- **Work to be completed**: Exclude the pictures and return every line exactly as written.

Start Data provided

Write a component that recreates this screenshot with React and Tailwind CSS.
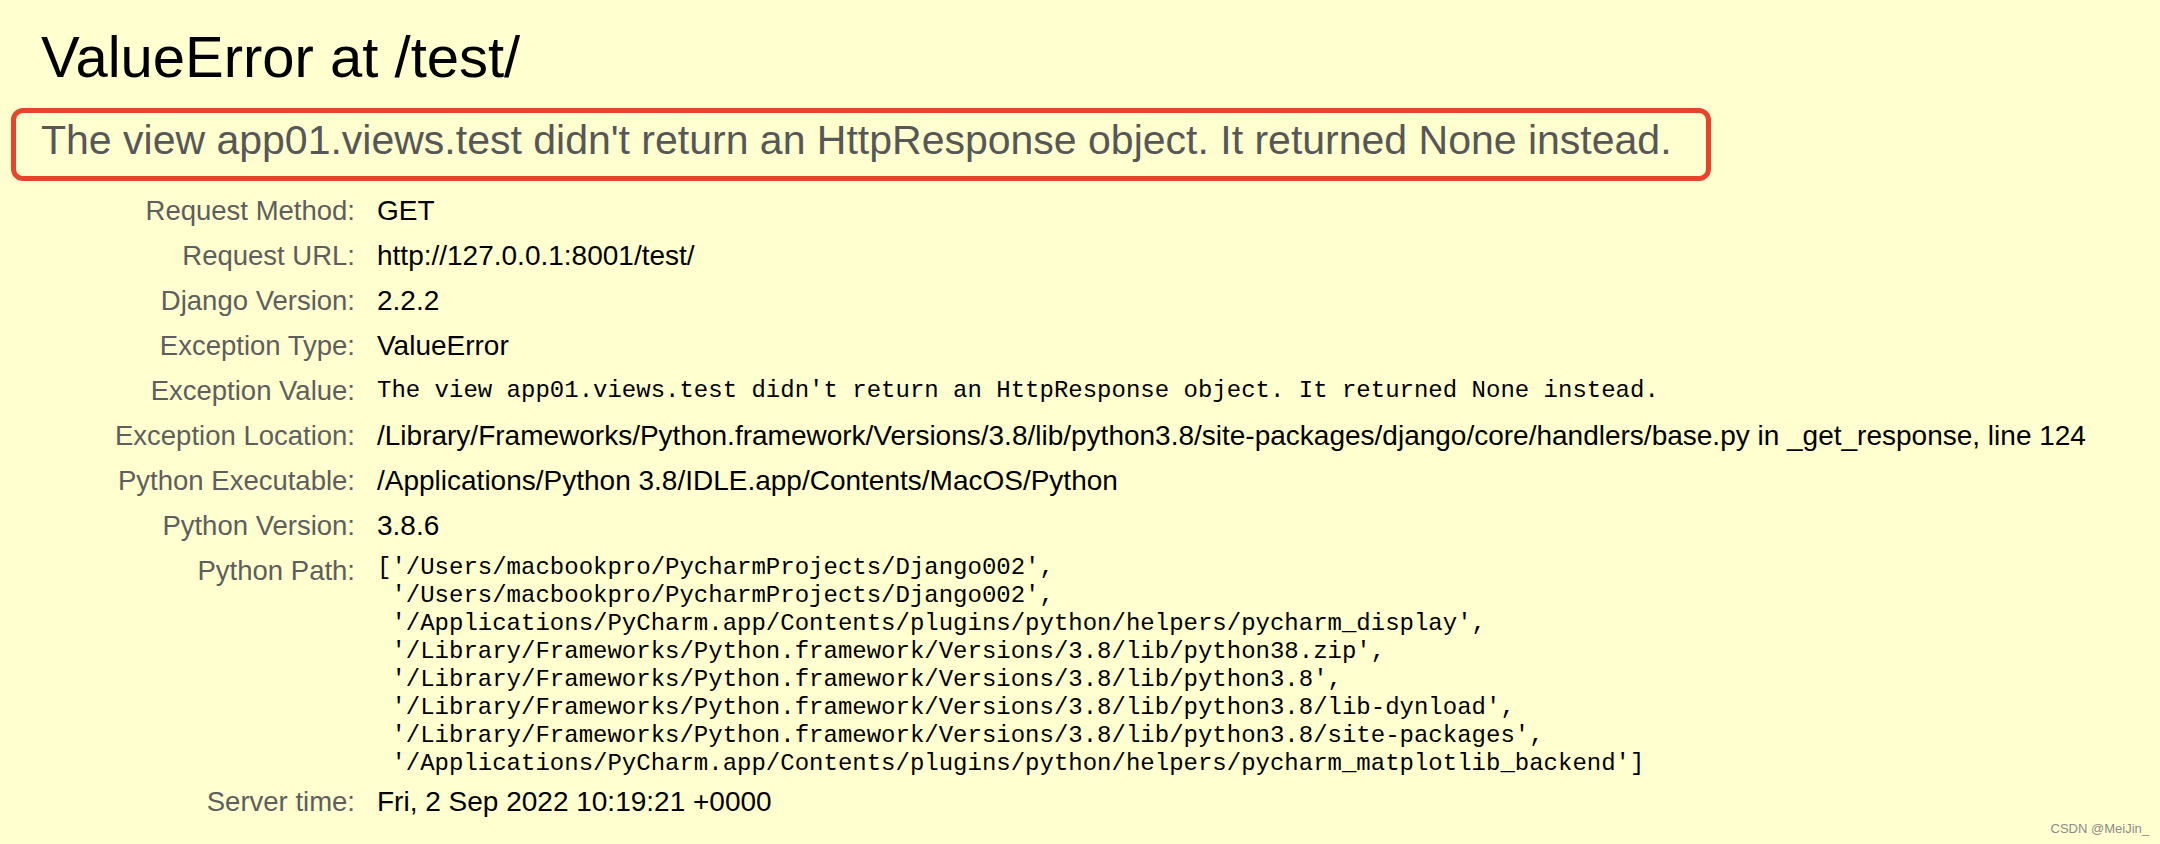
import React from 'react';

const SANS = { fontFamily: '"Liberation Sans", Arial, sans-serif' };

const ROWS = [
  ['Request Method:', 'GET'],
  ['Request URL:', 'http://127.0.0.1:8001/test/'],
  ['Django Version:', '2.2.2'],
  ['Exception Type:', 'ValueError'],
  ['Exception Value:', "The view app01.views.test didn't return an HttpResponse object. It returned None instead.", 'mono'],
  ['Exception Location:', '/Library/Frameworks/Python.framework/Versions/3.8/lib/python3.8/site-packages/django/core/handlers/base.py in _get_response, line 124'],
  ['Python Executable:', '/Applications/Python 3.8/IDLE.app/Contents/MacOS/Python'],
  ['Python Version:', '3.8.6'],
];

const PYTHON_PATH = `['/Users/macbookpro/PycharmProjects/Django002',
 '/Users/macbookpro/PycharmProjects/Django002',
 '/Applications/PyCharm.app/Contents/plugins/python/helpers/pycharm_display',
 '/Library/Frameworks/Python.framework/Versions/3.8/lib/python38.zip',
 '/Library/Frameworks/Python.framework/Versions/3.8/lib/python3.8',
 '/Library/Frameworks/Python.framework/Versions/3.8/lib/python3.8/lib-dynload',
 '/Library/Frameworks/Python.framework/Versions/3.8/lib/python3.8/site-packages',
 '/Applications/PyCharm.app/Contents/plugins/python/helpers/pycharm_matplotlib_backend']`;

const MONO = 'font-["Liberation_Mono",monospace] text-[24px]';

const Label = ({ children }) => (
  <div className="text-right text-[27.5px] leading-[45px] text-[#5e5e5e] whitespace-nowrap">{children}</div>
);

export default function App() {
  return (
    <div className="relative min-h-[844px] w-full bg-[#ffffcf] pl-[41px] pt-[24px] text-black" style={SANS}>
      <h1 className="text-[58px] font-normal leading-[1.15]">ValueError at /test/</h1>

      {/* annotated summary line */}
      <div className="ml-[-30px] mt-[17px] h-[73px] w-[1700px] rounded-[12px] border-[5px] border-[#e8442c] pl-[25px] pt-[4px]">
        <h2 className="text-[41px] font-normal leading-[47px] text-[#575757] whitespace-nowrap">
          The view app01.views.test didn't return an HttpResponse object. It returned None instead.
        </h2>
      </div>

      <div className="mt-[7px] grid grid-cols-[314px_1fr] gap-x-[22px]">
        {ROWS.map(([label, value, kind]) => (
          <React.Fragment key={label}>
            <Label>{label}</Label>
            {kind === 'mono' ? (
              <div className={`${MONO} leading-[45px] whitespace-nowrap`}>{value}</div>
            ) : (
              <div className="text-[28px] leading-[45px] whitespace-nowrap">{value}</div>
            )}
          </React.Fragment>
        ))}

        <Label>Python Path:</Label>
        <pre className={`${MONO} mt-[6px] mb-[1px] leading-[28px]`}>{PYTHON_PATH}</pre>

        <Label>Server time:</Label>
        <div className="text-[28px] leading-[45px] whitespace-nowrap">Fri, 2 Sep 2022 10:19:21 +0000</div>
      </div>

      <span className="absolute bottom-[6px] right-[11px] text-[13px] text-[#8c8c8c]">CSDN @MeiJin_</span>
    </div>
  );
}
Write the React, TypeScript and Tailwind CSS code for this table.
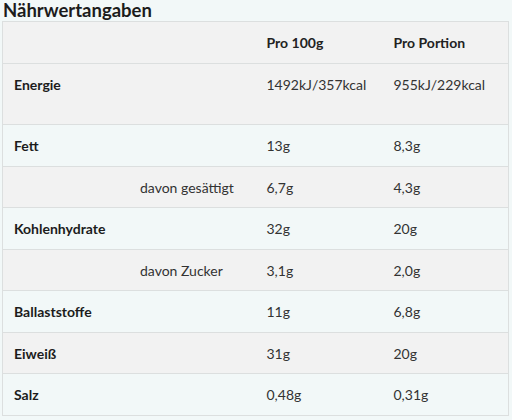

End Data provided

- **Task response**:
Write a component that recreates this screenshot with React and Tailwind CSS.
import React from 'react';

const SANS = { fontFamily: '"Liberation Sans", Arial, sans-serif' };

const ROWS = [
  ['Request Method:', 'GET'],
  ['Request URL:', 'http://127.0.0.1:8001/test/'],
  ['Django Version:', '2.2.2'],
  ['Exception Type:', 'ValueError'],
  ['Exception Value:', "The view app01.views.test didn't return an HttpResponse object. It returned None instead.", 'mono'],
  ['Exception Location:', '/Library/Frameworks/Python.framework/Versions/3.8/lib/python3.8/site-packages/django/core/handlers/base.py in _get_response, line 124'],
  ['Python Executable:', '/Applications/Python 3.8/IDLE.app/Contents/MacOS/Python'],
  ['Python Version:', '3.8.6'],
];

const PYTHON_PATH = `['/Users/macbookpro/PycharmProjects/Django002',
 '/Users/macbookpro/PycharmProjects/Django002',
 '/Applications/PyCharm.app/Contents/plugins/python/helpers/pycharm_display',
 '/Library/Frameworks/Python.framework/Versions/3.8/lib/python38.zip',
 '/Library/Frameworks/Python.framework/Versions/3.8/lib/python3.8',
 '/Library/Frameworks/Python.framework/Versions/3.8/lib/python3.8/lib-dynload',
 '/Library/Frameworks/Python.framework/Versions/3.8/lib/python3.8/site-packages',
 '/Applications/PyCharm.app/Contents/plugins/python/helpers/pycharm_matplotlib_backend']`;

const MONO = 'font-["Liberation_Mono",monospace] text-[24px]';

const Label = ({ children }) => (
  <div className="text-right text-[27.5px] leading-[45px] text-[#5e5e5e] whitespace-nowrap">{children}</div>
);

export default function App() {
  return (
    <div className="relative min-h-[844px] w-full bg-[#ffffcf] pl-[41px] pt-[24px] text-black" style={SANS}>
      <h1 className="text-[58px] font-normal leading-[1.15]">ValueError at /test/</h1>

      {/* annotated summary line */}
      <div className="ml-[-30px] mt-[17px] h-[73px] w-[1700px] rounded-[12px] border-[5px] border-[#e8442c] pl-[25px] pt-[4px]">
        <h2 className="text-[41px] font-normal leading-[47px] text-[#575757] whitespace-nowrap">
          The view app01.views.test didn't return an HttpResponse object. It returned None instead.
        </h2>
      </div>

      <div className="mt-[7px] grid grid-cols-[314px_1fr] gap-x-[22px]">
        {ROWS.map(([label, value, kind]) => (
          <React.Fragment key={label}>
            <Label>{label}</Label>
            {kind === 'mono' ? (
              <div className={`${MONO} leading-[45px] whitespace-nowrap`}>{value}</div>
            ) : (
              <div className="text-[28px] leading-[45px] whitespace-nowrap">{value}</div>
            )}
          </React.Fragment>
        ))}

        <Label>Python Path:</Label>
        <pre className={`${MONO} mt-[6px] mb-[1px] leading-[28px]`}>{PYTHON_PATH}</pre>

        <Label>Server time:</Label>
        <div className="text-[28px] leading-[45px] whitespace-nowrap">Fri, 2 Sep 2022 10:19:21 +0000</div>
      </div>

      <span className="absolute bottom-[6px] right-[11px] text-[13px] text-[#8c8c8c]">CSDN @MeiJin_</span>
    </div>
  );
}
Write the React, TypeScript and Tailwind CSS code for this table.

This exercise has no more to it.